■ **Your task**
Transcribe every entry below word for word, but skip the pictures.

■ **Dataset**
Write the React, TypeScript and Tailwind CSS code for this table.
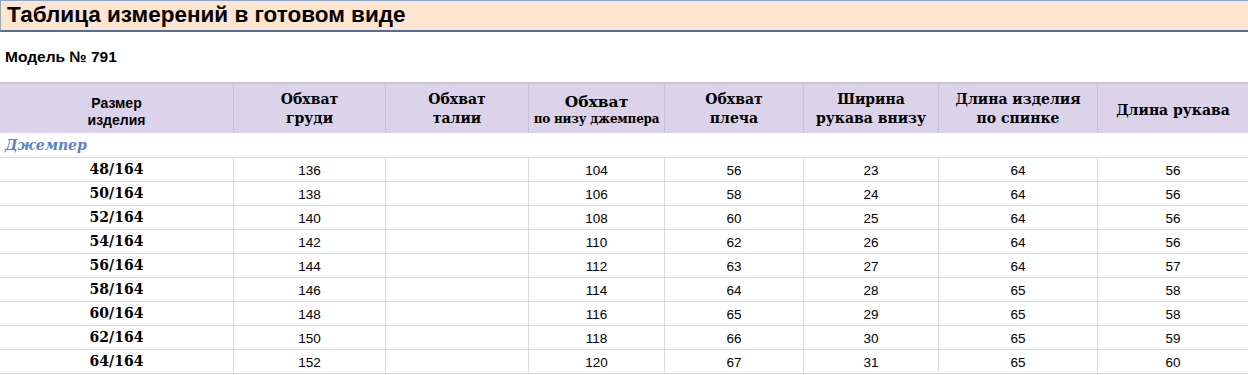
const rows = [
  ['48/164', '136', '', '104', '56', '23', '64', '56'],
  ['50/164', '138', '', '106', '58', '24', '64', '56'],
  ['52/164', '140', '', '108', '60', '25', '64', '56'],
  ['54/164', '142', '', '110', '62', '26', '64', '56'],
  ['56/164', '144', '', '112', '63', '27', '64', '57'],
  ['58/164', '146', '', '114', '64', '28', '65', '58'],
  ['60/164', '148', '', '116', '65', '29', '65', '58'],
  ['62/164', '150', '', '118', '66', '30', '65', '59'],
  ['64/164', '152', '', '120', '67', '31', '65', '60'],
]

const serif = "font-['DejaVu_Serif',serif]"
const cols = 'grid grid-cols-[233px_152px_143px_136px_139px_135px_159px_151px]'

export default function App() {
  return (
    <div className="w-[1248px] h-[375px] overflow-hidden bg-white font-['Liberation_Sans',Arial,sans-serif] text-black">
      <div className="h-[32px] bg-[#fde5d0] border-t border-[#8ea3c4] border-b-2 border-b-[#4a6ea8] border-l border-l-[#9aa] flex items-center pl-[6px]">
        <h1 className="text-[22.5px] font-bold leading-none">Таблица измерений в готовом виде</h1>
      </div>

      <div className="h-[50px] flex items-center pl-[5px]">
        <span className="text-[15.5px] font-bold">Модель № 791</span>
      </div>

      <div className={`${cols} h-[51px] overflow-hidden bg-[#dbd3e9] border-t-2 border-[#c6c6cc] text-center font-bold whitespace-nowrap`}>
        <div className="flex flex-col items-center justify-center text-[14px] leading-[17px] pt-[6px]">
          <span>Размер</span>
          <span>изделия</span>
        </div>
        <HeadCell a="Обхват" b="груди" />
        <HeadCell a="Обхват" b="талии" />
        <div className={`border-l border-[#c9c3d6] flex flex-col items-center justify-center ${serif} pt-[2px]`}>
          <span className="text-[15.5px] leading-[19px]">Обхват</span>
          <span className="text-[12px] leading-[16px] tracking-[-0.2px]">по низу джемпера</span>
        </div>
        <HeadCell a="Обхват" b="плеча" />
        <HeadCell a="Ширина" b="рукава внизу" />
        <HeadCell a="Длина изделия" b="по спинке" />
        <div className={`border-l border-[#c9c3d6] flex items-center justify-center ${serif} text-[14px] pt-[3px]`}>
          Длина рукава
        </div>
      </div>

      <div className="h-[25px] flex items-center pl-[5px] border-b border-[#dcdcdc]">
        <span className={`${serif} italic font-bold text-[14px] text-[#5a82c8]`}>Джемпер</span>
      </div>

      {rows.map(r => (
        <div key={r[0]} className={`${cols} h-[24px] border-b border-[#dcdcdc]`}>
          {r.map((v, i) => (
            <div
              key={i}
              className={`${i > 0 ? 'border-l border-[#dcdcdc]' : ''} flex items-center justify-center ${i === 0 ? `${serif} font-bold text-[14px]` : 'text-[13.5px] pt-[3px]'}`}
            >
              {v}
            </div>
          ))}
        </div>
      ))}
    </div>
  )
}

function HeadCell({ a, b }: { a: string, b: string }) {
  return (
    <div className={`border-l border-[#c9c3d6] flex flex-col items-center justify-center ${serif} text-[14px] leading-[19px]`}>
      <span>{a}</span>
      <span>{b}</span>
    </div>
  )
}
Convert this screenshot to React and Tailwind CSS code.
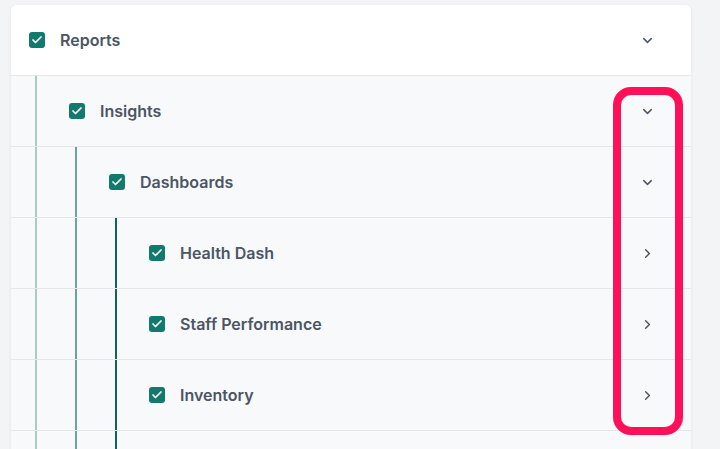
import { ChevronDown, ChevronRight, Check } from 'lucide-react';

const items = [
  { label: 'Reports', depth: 0, open: true },
  { label: 'Insights', depth: 1, open: true },
  { label: 'Dashboards', depth: 2, open: true },
  { label: 'Health Dash', depth: 3, open: false },
  { label: 'Staff Performance', depth: 3, open: false },
  { label: 'Inventory', depth: 3, open: false },
];

const lineColors = ['bg-[#a9cbc6]', 'bg-[#6fa49e]', 'bg-[#10625a]'];

function Guide({ level }) {
  return (
    <div className="relative w-10 h-full shrink-0">
      <div className={`absolute left-6 top-0 bottom-0 w-[2px] ${lineColors[level]}`}></div>
    </div>
  );
}

function Row({ item }) {
  return (
    <div className={`flex items-stretch h-[71px] border-b border-[#e5e7eb] ${item.depth === 0 ? 'bg-white' : 'bg-[#f8f9fb]'}`}>
      {Array.from({ length: item.depth }).map((_, i) => <Guide key={i} level={i} />)}
      <div className="flex flex-1 items-center pl-[18px] pr-[34px]">
        <span className="flex w-4 h-4 items-center justify-center rounded-[3px] bg-[#127a6d]">
          <Check size={12} strokeWidth={3.5} className="text-white" />
        </span>
        <span className="ml-[15px] text-[16px] leading-5 font-semibold text-[#4b5563]">{item.label}</span>
        <span className="ml-auto flex w-5 justify-center text-[#4b5563]">
          {item.open ? <ChevronDown size={15} strokeWidth={2.3} /> : <ChevronRight size={15} strokeWidth={2.3} />}
        </span>
      </div>
    </div>
  );
}

export default function App() {
  return (
    <div className="relative h-[449px] overflow-hidden bg-[#f3f4f6] pl-[11px] pt-[5px]" style={{ fontFamily: 'Inter, "Noto Sans", sans-serif' }}>
      <div className="w-[680px] overflow-hidden rounded-t-md bg-white shadow-[0_1px_4px_rgba(0,0,0,0.06)]">
        {items.map((it) => <Row key={it.label} item={it} />)}
        {/* next child row, cut off by the viewport */}
        <div className="flex h-[71px] bg-[#f8f9fb]">
          <Guide level={0} />
          <Guide level={1} />
          <Guide level={2} />
        </div>
      </div>
      <div className="absolute left-[613px] top-[87px] w-[70px] h-[348px] rounded-[18px] border-[8px] border-[#ff1058]"></div>
    </div>
  );
}
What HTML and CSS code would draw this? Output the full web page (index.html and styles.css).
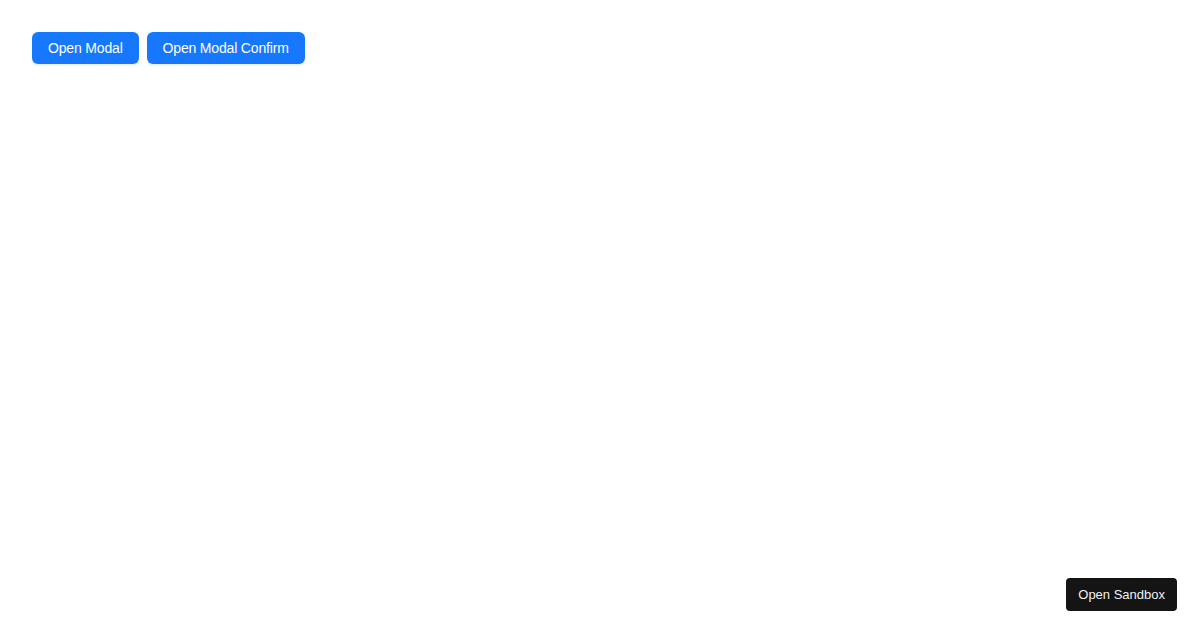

■ **Task output**
Write the React, TypeScript and Tailwind CSS code for this table.
const rows = [
  ['48/164', '136', '', '104', '56', '23', '64', '56'],
  ['50/164', '138', '', '106', '58', '24', '64', '56'],
  ['52/164', '140', '', '108', '60', '25', '64', '56'],
  ['54/164', '142', '', '110', '62', '26', '64', '56'],
  ['56/164', '144', '', '112', '63', '27', '64', '57'],
  ['58/164', '146', '', '114', '64', '28', '65', '58'],
  ['60/164', '148', '', '116', '65', '29', '65', '58'],
  ['62/164', '150', '', '118', '66', '30', '65', '59'],
  ['64/164', '152', '', '120', '67', '31', '65', '60'],
]

const serif = "font-['DejaVu_Serif',serif]"
const cols = 'grid grid-cols-[233px_152px_143px_136px_139px_135px_159px_151px]'

export default function App() {
  return (
    <div className="w-[1248px] h-[375px] overflow-hidden bg-white font-['Liberation_Sans',Arial,sans-serif] text-black">
      <div className="h-[32px] bg-[#fde5d0] border-t border-[#8ea3c4] border-b-2 border-b-[#4a6ea8] border-l border-l-[#9aa] flex items-center pl-[6px]">
        <h1 className="text-[22.5px] font-bold leading-none">Таблица измерений в готовом виде</h1>
      </div>

      <div className="h-[50px] flex items-center pl-[5px]">
        <span className="text-[15.5px] font-bold">Модель № 791</span>
      </div>

      <div className={`${cols} h-[51px] overflow-hidden bg-[#dbd3e9] border-t-2 border-[#c6c6cc] text-center font-bold whitespace-nowrap`}>
        <div className="flex flex-col items-center justify-center text-[14px] leading-[17px] pt-[6px]">
          <span>Размер</span>
          <span>изделия</span>
        </div>
        <HeadCell a="Обхват" b="груди" />
        <HeadCell a="Обхват" b="талии" />
        <div className={`border-l border-[#c9c3d6] flex flex-col items-center justify-center ${serif} pt-[2px]`}>
          <span className="text-[15.5px] leading-[19px]">Обхват</span>
          <span className="text-[12px] leading-[16px] tracking-[-0.2px]">по низу джемпера</span>
        </div>
        <HeadCell a="Обхват" b="плеча" />
        <HeadCell a="Ширина" b="рукава внизу" />
        <HeadCell a="Длина изделия" b="по спинке" />
        <div className={`border-l border-[#c9c3d6] flex items-center justify-center ${serif} text-[14px] pt-[3px]`}>
          Длина рукава
        </div>
      </div>

      <div className="h-[25px] flex items-center pl-[5px] border-b border-[#dcdcdc]">
        <span className={`${serif} italic font-bold text-[14px] text-[#5a82c8]`}>Джемпер</span>
      </div>

      {rows.map(r => (
        <div key={r[0]} className={`${cols} h-[24px] border-b border-[#dcdcdc]`}>
          {r.map((v, i) => (
            <div
              key={i}
              className={`${i > 0 ? 'border-l border-[#dcdcdc]' : ''} flex items-center justify-center ${i === 0 ? `${serif} font-bold text-[14px]` : 'text-[13.5px] pt-[3px]'}`}
            >
              {v}
            </div>
          ))}
        </div>
      ))}
    </div>
  )
}

function HeadCell({ a, b }: { a: string, b: string }) {
  return (
    <div className={`border-l border-[#c9c3d6] flex flex-col items-center justify-center ${serif} text-[14px] leading-[19px]`}>
      <span>{a}</span>
      <span>{b}</span>
    </div>
  )
}
Convert this screenshot to React and Tailwind CSS code.
import { ChevronDown, ChevronRight, Check } from 'lucide-react';

const items = [
  { label: 'Reports', depth: 0, open: true },
  { label: 'Insights', depth: 1, open: true },
  { label: 'Dashboards', depth: 2, open: true },
  { label: 'Health Dash', depth: 3, open: false },
  { label: 'Staff Performance', depth: 3, open: false },
  { label: 'Inventory', depth: 3, open: false },
];

const lineColors = ['bg-[#a9cbc6]', 'bg-[#6fa49e]', 'bg-[#10625a]'];

function Guide({ level }) {
  return (
    <div className="relative w-10 h-full shrink-0">
      <div className={`absolute left-6 top-0 bottom-0 w-[2px] ${lineColors[level]}`}></div>
    </div>
  );
}

function Row({ item }) {
  return (
    <div className={`flex items-stretch h-[71px] border-b border-[#e5e7eb] ${item.depth === 0 ? 'bg-white' : 'bg-[#f8f9fb]'}`}>
      {Array.from({ length: item.depth }).map((_, i) => <Guide key={i} level={i} />)}
      <div className="flex flex-1 items-center pl-[18px] pr-[34px]">
        <span className="flex w-4 h-4 items-center justify-center rounded-[3px] bg-[#127a6d]">
          <Check size={12} strokeWidth={3.5} className="text-white" />
        </span>
        <span className="ml-[15px] text-[16px] leading-5 font-semibold text-[#4b5563]">{item.label}</span>
        <span className="ml-auto flex w-5 justify-center text-[#4b5563]">
          {item.open ? <ChevronDown size={15} strokeWidth={2.3} /> : <ChevronRight size={15} strokeWidth={2.3} />}
        </span>
      </div>
    </div>
  );
}

export default function App() {
  return (
    <div className="relative h-[449px] overflow-hidden bg-[#f3f4f6] pl-[11px] pt-[5px]" style={{ fontFamily: 'Inter, "Noto Sans", sans-serif' }}>
      <div className="w-[680px] overflow-hidden rounded-t-md bg-white shadow-[0_1px_4px_rgba(0,0,0,0.06)]">
        {items.map((it) => <Row key={it.label} item={it} />)}
        {/* next child row, cut off by the viewport */}
        <div className="flex h-[71px] bg-[#f8f9fb]">
          <Guide level={0} />
          <Guide level={1} />
          <Guide level={2} />
        </div>
      </div>
      <div className="absolute left-[613px] top-[87px] w-[70px] h-[348px] rounded-[18px] border-[8px] border-[#ff1058]"></div>
    </div>
  );
}
What HTML and CSS code would draw this? Output the full web page (index.html and styles.css).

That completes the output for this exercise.